Required work: In the data below, find each line containing the string "React" and return it.

··· Records for processing ···

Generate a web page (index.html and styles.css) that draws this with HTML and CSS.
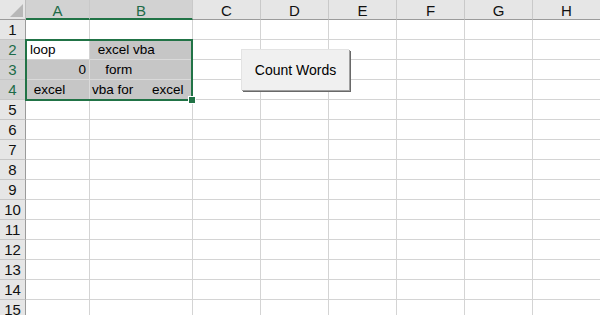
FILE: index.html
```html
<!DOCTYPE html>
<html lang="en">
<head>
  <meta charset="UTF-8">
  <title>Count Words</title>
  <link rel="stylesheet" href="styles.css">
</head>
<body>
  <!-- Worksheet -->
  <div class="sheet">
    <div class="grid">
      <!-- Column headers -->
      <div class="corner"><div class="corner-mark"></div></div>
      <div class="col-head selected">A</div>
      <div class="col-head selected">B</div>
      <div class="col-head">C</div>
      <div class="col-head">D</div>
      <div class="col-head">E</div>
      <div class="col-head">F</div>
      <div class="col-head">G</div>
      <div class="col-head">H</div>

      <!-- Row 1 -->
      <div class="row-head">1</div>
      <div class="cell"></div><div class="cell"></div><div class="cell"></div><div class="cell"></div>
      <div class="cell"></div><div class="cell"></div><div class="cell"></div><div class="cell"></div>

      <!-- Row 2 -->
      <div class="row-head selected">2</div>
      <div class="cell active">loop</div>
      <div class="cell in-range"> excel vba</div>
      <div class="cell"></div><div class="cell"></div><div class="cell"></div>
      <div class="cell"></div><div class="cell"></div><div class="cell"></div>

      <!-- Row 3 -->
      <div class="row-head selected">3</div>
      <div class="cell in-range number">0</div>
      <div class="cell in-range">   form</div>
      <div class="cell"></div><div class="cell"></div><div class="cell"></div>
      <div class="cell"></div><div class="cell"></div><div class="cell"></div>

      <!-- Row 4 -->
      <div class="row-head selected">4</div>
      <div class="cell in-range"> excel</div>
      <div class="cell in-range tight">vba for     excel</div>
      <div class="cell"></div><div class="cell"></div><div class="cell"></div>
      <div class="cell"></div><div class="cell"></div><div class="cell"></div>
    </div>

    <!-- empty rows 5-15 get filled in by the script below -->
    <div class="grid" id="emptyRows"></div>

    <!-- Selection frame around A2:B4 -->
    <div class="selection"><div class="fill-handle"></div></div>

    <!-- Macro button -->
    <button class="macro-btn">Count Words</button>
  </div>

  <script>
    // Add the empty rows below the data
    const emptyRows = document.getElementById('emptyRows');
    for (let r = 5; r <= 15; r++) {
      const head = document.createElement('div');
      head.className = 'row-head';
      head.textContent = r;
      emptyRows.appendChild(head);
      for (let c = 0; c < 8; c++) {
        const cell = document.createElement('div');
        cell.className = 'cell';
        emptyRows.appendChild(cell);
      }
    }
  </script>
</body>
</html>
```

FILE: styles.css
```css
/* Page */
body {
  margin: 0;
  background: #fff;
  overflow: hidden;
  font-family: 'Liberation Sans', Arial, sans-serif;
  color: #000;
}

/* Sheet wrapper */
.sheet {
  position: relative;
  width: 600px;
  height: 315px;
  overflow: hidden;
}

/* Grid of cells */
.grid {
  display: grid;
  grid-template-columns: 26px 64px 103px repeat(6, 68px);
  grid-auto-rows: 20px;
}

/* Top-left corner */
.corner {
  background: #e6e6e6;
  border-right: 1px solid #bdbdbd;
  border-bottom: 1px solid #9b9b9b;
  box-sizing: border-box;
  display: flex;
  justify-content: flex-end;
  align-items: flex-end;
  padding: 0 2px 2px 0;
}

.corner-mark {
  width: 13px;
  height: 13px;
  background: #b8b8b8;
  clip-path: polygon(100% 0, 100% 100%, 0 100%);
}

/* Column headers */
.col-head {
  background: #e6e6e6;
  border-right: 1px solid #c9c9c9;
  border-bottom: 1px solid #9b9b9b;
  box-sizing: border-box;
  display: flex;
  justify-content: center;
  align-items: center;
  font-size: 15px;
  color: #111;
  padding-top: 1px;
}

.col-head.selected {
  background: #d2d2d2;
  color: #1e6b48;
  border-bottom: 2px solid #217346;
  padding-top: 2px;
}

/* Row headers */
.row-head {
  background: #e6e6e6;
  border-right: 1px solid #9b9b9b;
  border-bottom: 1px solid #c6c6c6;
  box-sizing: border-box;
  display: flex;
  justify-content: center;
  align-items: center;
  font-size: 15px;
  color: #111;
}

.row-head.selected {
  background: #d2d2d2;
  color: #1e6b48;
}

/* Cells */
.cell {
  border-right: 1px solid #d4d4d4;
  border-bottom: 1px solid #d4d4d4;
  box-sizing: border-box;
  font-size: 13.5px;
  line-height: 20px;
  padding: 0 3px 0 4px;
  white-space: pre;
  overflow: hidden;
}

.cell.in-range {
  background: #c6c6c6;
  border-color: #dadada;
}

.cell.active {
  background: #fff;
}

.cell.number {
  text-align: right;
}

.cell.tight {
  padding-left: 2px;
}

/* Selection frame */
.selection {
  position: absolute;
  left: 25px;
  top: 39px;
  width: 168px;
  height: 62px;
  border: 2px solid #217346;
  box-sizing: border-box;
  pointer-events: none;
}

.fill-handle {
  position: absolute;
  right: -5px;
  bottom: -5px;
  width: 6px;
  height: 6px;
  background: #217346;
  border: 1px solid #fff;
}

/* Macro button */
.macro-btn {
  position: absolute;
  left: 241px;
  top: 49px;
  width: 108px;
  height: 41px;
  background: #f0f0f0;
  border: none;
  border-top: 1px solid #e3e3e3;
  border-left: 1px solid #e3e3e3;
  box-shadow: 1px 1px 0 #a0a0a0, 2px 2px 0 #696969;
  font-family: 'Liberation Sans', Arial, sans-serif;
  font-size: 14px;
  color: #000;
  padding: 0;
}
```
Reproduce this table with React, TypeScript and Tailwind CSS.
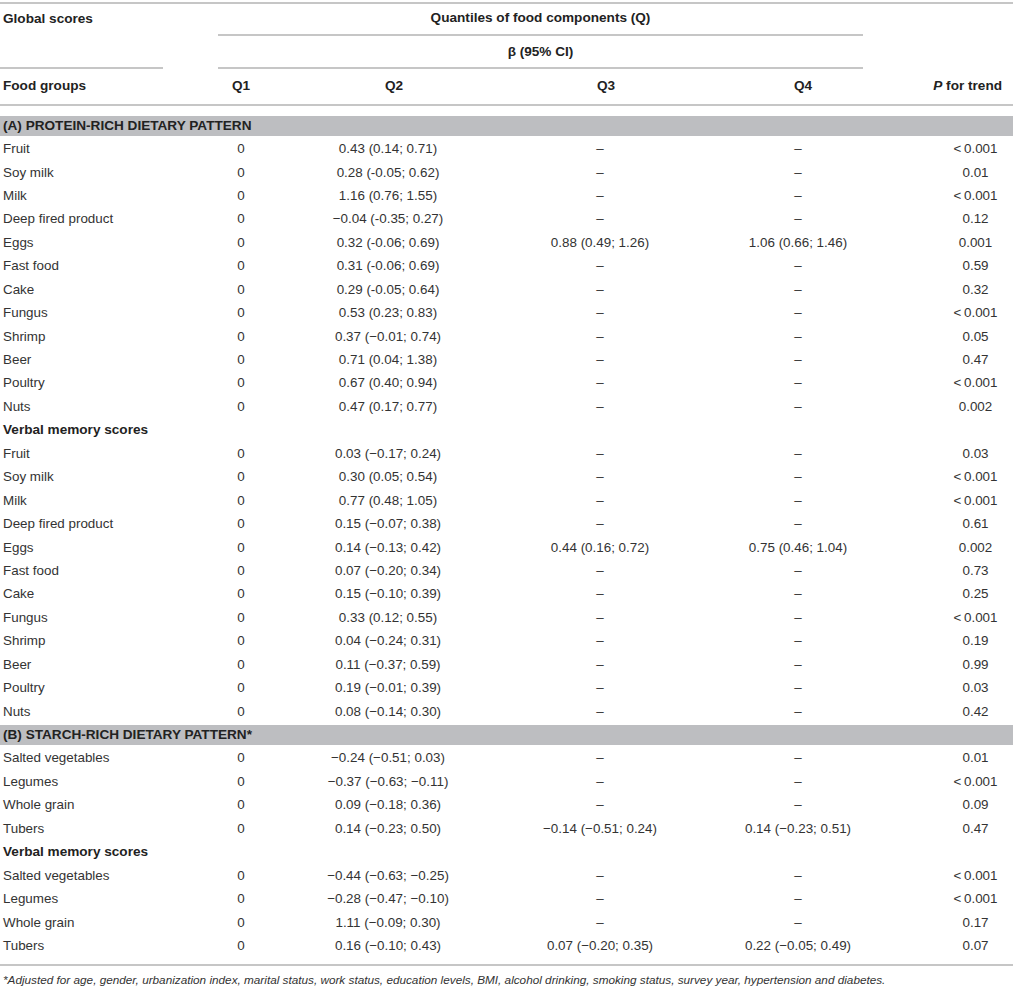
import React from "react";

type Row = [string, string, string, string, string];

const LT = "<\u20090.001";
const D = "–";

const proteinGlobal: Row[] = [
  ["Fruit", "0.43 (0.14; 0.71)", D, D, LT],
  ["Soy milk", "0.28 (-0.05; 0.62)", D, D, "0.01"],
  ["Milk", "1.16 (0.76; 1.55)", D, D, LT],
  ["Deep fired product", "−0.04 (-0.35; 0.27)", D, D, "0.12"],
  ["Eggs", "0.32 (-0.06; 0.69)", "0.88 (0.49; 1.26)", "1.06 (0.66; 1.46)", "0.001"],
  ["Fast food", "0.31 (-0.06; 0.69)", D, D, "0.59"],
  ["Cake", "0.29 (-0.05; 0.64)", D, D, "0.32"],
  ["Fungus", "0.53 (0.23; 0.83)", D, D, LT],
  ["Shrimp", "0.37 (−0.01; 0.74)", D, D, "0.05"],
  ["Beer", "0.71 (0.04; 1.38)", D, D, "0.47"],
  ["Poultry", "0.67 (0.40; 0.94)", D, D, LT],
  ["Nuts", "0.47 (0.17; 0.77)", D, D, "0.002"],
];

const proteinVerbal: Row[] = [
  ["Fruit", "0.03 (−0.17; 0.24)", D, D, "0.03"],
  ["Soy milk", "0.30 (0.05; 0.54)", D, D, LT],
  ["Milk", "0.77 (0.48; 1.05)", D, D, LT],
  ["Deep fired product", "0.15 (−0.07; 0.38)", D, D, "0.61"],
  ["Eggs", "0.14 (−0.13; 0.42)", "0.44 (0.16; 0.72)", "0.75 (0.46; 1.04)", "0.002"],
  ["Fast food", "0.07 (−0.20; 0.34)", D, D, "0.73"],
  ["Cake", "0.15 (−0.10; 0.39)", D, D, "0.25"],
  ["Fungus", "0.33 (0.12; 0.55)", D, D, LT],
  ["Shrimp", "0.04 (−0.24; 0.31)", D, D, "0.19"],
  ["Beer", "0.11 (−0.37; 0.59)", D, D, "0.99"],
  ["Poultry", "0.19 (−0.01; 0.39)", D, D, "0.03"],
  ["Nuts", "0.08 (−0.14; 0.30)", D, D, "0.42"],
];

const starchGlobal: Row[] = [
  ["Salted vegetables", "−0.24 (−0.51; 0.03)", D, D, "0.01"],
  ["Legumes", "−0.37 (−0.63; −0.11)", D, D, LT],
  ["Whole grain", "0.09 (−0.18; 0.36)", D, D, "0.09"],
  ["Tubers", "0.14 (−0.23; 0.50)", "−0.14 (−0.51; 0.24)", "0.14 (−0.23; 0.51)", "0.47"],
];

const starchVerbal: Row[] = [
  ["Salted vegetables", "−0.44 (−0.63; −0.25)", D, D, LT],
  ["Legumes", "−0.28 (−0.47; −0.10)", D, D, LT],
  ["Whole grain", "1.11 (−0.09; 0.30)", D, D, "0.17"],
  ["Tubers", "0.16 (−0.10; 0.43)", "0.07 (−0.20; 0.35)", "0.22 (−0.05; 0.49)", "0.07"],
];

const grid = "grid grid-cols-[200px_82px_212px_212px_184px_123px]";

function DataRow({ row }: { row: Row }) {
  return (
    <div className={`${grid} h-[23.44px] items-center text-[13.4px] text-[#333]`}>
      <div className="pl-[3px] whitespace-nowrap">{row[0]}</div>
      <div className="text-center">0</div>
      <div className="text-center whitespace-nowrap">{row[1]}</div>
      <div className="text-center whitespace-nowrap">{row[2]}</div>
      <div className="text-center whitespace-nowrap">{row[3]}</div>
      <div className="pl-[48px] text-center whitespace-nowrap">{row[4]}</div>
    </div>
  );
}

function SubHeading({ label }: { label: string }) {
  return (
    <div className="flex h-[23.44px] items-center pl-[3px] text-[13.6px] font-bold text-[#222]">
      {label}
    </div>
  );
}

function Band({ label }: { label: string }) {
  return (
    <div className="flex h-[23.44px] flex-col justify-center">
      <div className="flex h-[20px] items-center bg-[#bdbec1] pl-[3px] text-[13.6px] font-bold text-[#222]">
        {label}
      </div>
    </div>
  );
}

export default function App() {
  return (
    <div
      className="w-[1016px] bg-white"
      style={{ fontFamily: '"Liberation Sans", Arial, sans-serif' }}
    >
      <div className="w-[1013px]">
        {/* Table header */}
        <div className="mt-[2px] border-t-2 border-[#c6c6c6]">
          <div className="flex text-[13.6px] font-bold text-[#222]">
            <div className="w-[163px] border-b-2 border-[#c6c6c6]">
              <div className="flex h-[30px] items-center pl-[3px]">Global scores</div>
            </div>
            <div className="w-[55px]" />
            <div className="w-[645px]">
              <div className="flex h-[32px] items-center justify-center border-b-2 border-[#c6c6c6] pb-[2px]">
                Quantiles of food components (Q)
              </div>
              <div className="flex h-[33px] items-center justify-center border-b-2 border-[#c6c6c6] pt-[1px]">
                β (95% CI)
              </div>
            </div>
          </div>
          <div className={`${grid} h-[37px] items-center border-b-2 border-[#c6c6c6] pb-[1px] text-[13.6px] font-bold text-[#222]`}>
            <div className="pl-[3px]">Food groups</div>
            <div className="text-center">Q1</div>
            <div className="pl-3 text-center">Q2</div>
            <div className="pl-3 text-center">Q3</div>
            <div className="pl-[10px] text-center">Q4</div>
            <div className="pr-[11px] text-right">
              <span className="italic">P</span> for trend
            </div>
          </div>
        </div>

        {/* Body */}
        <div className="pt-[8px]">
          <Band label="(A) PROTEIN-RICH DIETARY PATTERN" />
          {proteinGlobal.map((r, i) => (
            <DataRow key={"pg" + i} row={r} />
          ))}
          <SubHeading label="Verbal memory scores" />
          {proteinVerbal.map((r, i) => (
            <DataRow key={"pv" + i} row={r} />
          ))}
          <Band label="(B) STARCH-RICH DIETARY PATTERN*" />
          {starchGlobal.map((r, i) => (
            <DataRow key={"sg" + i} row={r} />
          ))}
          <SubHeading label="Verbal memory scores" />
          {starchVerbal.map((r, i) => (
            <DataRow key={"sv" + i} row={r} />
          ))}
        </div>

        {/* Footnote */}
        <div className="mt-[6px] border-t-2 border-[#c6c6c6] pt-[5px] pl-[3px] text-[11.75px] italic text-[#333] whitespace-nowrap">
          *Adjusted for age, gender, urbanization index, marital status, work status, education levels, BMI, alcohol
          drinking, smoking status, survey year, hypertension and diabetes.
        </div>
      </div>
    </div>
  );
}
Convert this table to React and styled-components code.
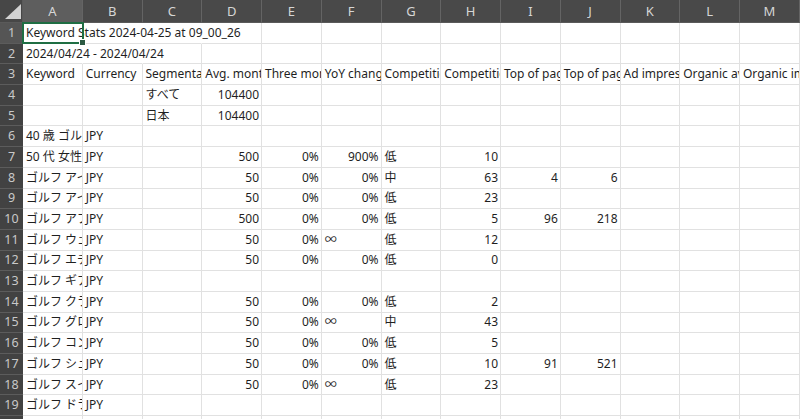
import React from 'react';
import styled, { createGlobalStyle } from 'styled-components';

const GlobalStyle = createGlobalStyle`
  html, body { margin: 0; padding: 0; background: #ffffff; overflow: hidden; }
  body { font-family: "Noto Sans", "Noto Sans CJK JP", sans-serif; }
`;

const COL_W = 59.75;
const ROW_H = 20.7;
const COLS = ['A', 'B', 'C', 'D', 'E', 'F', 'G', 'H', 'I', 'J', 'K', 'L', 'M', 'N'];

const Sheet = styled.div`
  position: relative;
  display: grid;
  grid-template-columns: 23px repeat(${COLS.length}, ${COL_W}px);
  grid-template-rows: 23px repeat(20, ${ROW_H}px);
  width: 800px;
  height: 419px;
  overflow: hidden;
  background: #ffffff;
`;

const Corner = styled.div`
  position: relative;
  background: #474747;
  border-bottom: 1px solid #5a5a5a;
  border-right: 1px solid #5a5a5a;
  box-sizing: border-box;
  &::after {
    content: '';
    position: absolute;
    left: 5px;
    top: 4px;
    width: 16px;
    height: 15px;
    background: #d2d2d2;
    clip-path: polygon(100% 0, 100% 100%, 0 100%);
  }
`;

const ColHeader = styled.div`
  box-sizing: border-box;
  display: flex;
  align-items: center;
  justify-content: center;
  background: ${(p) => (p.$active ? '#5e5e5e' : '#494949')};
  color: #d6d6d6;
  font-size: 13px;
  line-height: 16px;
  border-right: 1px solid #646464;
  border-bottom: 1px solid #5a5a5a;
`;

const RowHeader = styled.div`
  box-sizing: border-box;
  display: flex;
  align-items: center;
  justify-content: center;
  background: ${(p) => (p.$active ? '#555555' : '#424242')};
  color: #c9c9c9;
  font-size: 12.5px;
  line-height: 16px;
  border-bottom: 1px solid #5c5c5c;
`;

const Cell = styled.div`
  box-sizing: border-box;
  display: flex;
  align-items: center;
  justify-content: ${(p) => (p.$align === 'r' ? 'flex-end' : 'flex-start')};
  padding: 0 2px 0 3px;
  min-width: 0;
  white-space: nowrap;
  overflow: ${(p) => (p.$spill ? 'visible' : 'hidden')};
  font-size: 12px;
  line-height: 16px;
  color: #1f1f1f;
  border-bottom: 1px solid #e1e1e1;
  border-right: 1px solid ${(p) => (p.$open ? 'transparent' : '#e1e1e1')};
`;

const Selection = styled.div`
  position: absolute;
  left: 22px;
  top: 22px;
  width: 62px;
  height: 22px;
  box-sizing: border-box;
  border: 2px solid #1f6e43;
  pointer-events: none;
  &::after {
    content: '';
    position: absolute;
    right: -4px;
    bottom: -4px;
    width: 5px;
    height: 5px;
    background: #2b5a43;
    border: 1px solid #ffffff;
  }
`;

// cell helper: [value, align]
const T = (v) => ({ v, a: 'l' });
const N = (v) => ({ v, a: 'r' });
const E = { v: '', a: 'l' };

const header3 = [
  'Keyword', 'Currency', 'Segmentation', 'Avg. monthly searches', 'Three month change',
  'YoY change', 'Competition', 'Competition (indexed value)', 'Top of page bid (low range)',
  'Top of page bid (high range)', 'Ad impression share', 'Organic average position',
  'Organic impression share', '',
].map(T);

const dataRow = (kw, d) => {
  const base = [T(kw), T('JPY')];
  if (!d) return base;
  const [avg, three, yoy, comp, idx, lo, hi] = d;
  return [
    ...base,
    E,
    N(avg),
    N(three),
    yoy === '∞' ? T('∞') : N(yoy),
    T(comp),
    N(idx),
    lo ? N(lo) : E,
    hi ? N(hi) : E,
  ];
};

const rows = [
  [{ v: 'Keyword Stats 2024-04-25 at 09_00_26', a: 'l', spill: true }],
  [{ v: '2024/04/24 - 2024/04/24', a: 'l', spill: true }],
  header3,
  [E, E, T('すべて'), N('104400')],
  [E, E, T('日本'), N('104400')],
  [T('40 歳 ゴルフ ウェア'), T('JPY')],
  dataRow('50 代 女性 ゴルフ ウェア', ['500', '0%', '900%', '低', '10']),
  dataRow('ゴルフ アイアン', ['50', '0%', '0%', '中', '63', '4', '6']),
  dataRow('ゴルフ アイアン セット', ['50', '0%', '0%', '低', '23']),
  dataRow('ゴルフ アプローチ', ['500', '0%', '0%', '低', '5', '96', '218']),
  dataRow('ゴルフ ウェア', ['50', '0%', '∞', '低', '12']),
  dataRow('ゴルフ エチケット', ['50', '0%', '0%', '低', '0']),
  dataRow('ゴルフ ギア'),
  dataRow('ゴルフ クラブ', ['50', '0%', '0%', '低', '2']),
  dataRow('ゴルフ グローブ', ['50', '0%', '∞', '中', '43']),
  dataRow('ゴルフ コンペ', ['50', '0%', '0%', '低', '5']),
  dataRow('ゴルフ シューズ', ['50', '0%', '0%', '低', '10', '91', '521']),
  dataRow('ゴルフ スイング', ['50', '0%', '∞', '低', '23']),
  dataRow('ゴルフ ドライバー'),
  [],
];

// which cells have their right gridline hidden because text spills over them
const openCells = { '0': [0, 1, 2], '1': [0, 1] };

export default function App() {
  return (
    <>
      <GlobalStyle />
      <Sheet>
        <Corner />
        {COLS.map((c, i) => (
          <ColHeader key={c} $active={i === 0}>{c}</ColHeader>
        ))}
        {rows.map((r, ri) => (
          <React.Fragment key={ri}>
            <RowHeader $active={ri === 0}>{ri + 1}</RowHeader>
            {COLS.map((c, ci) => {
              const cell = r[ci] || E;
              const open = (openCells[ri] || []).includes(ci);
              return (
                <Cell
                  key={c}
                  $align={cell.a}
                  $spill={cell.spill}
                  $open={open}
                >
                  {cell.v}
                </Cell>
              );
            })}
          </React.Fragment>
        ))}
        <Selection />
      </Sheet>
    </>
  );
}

···

Answer to this exercise:
Reproduce this table with React, TypeScript and Tailwind CSS.
import React from "react";
Convert this table to React and styled-components code.
import React from 'react';
          <React.Fragment key={ri}>
          </React.Fragment>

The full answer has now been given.